Le président Macron a déclaré avoir été « trahi » par Alexandre Benalla et l’avoir sanctionné de quinze jours de suspension avec interruption de son salaire et l’avoir réaffecté à un poste moins important. Cependant, pour des raisons « techniques », la sanction financière n’a pas été appliquée. En outre, quelques jours plus tard, en raison du « manque de personnel », le même Benalla accompagnait à nouveau le président comme si de rien n’était. Aucune des personnes chargées de la sécurité présidentielle, ni même le ministre de l’Intérieur, ne s’inquiétèrent de cette proximité persistante, bien qu’ils connaissaient le tabassage du 1er mai.

D’où cette question évidente des parlementaires, constitués en Commissions d’enquête : Alexandre Benalla faisait-il partie d’une police parallèle en gestation, aux seuls ordres du président Macron ?

Il faut bien comprendre que dans le système constitutionnel français, le président de la République n’a aucun pouvoir sur les administrations qui relèvent du seul gouvernement. Sa sécurité est assurée par des fonctionnaires, civils et militaires [1]. Si le président disposait d’un service de sécurité placés sous ses seuls ordres, celui-ci ne pourrait être contrôlé car il bénéficierait de l’« irresponsabilité » accordée au président pour la durée de son mandat.

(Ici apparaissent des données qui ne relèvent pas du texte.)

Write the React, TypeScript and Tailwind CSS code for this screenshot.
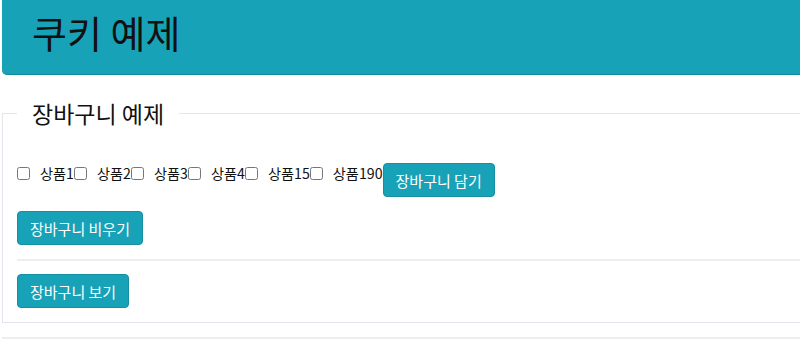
import { useState } from 'react';

const PRODUCTS = ['상품1', '상품2', '상품3', '상품4', '상품15', '상품190'];

const btn =
  'h-[34px] px-3 rounded-[4px] border border-[#148ea1] bg-[#17a2b8] text-white text-[15px] leading-none whitespace-nowrap';

export default function App() {
  const [checked, setChecked] = useState<Record<string, boolean>>({});

  return (
    <div className="w-full overflow-hidden bg-white text-[#212529]" style={{ fontFamily: '"Noto Sans CJK KR", "Noto Sans", sans-serif' }}>
      <div className="ml-[2px] w-[840px]">
        {/* title bar */}
        <div className="h-[75px] pl-[30px] pt-[7px] bg-[#17a2b8] border-b border-[#11899c] rounded-bl-[5px]">
          <h1 className="text-[38px] leading-[50px] text-[#111]">쿠키 예제</h1>
        </div>

        <fieldset className="mt-[25px] px-[14px] pb-[14px] border border-[#e3e6ea] border-r-0">
          <legend className="px-[15px] text-[23px] leading-[26px] text-[#111]">장바구니 예제</legend>

          <div className="mt-[37px] flex items-start">
            {PRODUCTS.map((p) => (
              <label key={p} className="mt-0 flex items-center text-[14.2px] leading-[20px] text-[#111]">
                <input
                  type="checkbox"
                  checked={!!checked[p]}
                  onChange={() => setChecked({ ...checked, [p]: !checked[p] })}
                  className="w-[13px] h-[13px] m-0 mr-[10px]"
                />
                {p}
              </label>
            ))}
            <button type="button" className={btn}>장바구니 담기</button>
          </div>

          <div className="mt-[14px]">
            <button type="button" className={btn}>장바구니 비우기</button>
          </div>

          <hr className="mt-[14px] border-0 border-t-2 border-[#eeeeee]" />

          <div className="mt-[13px]">
            <button type="button" className={btn}>장바구니 보기</button>
          </div>
        </fieldset>

        <hr className="mt-[14px] border-0 border-t-2 border-[#eeeeee]" />
      </div>
    </div>
  );
}
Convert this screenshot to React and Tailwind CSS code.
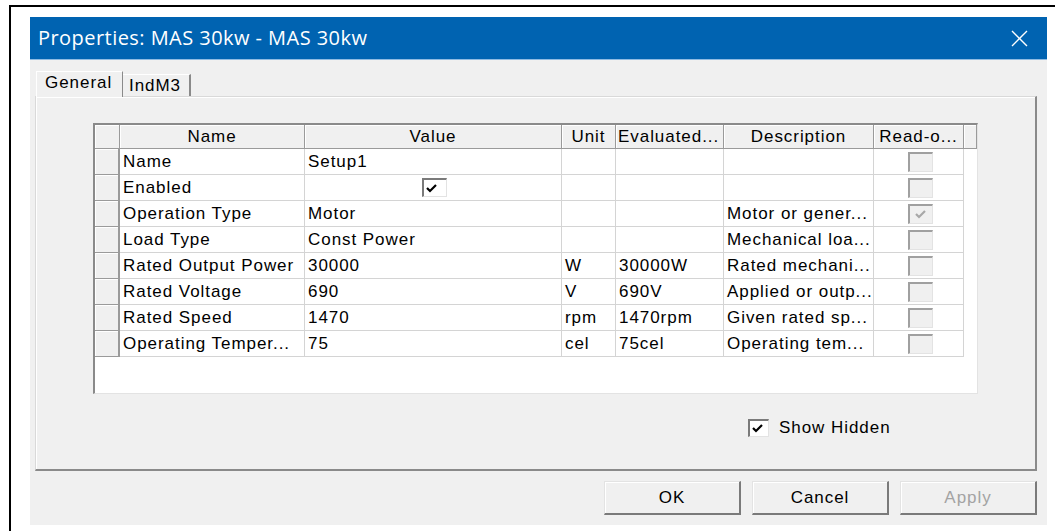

Après six jours de mutisme, le président de la République s’est adressé à ses fidèles réunis pour une soirée. Oubliant que même ses soutiens se posent des questions, il les a mobilisés contre ses ennemis qui lui cherchent des poux dans la tête. Il a déclaré avoir été trahi par son directeur-adjoint de cabinet. Il a revendiqué être le seul chef et par conséquent le seul « responsable » de cette erreur de casting (en réalité, le seul auteur de cette erreur).

Cette prise de parole était très belle et touchante. Mais elle ne répond pas à la question posée.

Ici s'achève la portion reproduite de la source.